» DIRECTION
Give the count of lines containing the string "components", with no other output.

===== DATA EXTRACT =====

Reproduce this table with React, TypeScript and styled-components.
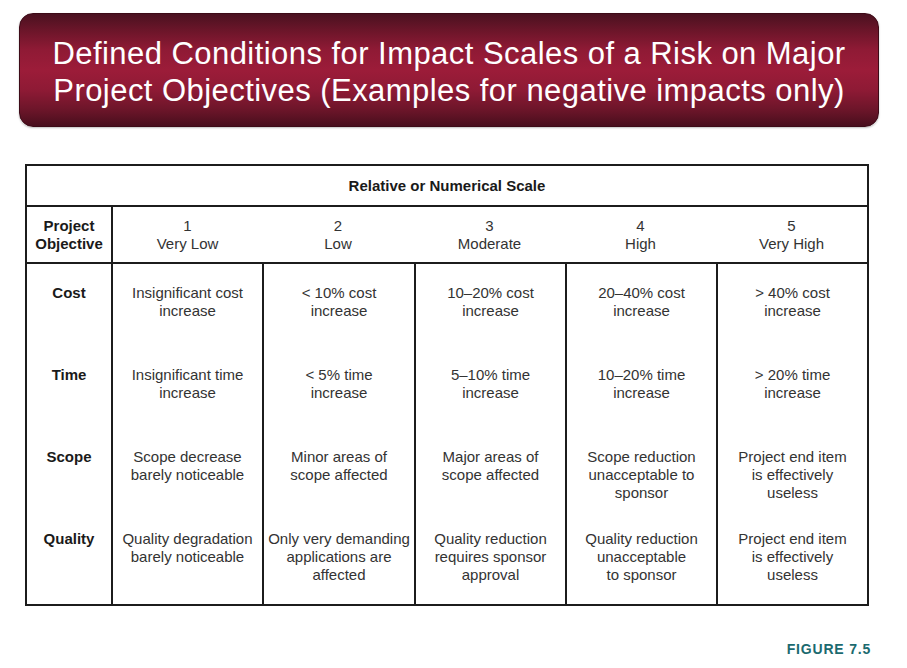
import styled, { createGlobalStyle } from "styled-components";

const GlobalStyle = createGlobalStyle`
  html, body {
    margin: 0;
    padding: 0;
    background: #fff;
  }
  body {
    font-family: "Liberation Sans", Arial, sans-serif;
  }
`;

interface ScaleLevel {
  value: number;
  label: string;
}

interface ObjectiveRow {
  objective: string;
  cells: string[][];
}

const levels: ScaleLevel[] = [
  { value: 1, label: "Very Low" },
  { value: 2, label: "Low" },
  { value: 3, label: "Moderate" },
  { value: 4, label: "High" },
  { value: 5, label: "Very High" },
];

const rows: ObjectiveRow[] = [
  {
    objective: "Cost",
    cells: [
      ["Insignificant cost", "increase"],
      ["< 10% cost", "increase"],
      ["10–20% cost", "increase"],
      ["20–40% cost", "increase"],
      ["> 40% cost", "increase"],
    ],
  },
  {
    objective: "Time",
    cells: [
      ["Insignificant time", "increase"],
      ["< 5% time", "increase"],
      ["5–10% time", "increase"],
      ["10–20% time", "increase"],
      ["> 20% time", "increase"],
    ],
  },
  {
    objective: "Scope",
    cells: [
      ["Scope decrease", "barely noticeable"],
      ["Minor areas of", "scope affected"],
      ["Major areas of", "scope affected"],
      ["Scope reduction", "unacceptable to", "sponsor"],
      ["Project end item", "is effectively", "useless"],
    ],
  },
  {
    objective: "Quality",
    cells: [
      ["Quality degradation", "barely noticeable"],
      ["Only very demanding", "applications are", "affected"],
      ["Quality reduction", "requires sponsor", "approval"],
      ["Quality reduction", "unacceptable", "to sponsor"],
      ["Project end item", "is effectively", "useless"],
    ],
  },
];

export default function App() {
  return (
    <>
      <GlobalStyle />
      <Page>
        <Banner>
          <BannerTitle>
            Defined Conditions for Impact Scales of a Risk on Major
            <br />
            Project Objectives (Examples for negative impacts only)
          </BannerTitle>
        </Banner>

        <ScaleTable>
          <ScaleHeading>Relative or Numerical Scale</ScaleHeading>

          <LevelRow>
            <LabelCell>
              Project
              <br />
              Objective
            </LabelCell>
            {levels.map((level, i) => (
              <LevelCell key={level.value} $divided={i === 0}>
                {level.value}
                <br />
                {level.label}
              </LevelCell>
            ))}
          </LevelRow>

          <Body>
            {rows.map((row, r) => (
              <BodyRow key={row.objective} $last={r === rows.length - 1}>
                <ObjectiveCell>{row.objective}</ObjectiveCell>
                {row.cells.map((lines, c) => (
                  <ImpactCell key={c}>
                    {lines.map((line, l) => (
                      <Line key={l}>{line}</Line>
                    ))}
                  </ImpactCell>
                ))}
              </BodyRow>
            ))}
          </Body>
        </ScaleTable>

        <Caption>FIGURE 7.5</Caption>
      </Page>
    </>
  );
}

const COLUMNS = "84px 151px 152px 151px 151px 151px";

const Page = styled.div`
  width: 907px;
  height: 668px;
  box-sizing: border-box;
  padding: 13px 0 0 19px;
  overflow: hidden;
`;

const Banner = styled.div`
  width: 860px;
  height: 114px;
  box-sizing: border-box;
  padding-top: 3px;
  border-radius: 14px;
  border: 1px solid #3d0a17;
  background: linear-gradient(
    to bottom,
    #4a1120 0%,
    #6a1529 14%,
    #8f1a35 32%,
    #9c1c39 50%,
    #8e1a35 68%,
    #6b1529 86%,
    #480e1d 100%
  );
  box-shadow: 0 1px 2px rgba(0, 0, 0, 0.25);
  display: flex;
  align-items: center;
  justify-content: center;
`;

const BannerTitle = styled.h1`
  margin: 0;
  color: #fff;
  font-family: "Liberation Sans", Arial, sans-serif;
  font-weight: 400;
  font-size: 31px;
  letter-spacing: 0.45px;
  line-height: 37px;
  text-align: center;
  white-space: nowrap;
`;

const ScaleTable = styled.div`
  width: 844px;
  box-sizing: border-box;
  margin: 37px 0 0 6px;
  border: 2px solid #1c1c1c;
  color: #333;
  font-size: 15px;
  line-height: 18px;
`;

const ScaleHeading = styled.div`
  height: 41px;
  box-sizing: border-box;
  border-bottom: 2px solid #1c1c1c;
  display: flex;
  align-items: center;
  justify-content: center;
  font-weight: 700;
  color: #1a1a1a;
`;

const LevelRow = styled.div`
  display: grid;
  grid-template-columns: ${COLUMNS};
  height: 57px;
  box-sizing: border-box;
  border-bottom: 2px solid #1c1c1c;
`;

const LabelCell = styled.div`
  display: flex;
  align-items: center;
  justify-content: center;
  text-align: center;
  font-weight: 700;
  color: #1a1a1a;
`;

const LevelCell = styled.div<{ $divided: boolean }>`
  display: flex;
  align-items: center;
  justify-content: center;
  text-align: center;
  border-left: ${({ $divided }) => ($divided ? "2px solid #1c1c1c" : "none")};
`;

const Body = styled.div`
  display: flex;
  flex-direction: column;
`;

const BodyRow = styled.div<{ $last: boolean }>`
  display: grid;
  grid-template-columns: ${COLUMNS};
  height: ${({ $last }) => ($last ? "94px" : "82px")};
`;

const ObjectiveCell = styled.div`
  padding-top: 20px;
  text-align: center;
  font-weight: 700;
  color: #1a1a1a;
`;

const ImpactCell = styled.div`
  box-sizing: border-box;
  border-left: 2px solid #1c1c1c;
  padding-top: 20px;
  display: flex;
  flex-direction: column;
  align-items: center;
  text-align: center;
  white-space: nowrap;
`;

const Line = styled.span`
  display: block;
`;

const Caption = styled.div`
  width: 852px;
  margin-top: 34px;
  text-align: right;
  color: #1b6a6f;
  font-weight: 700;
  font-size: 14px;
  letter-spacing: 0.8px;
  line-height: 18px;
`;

=====

» ANSWER BELOW
2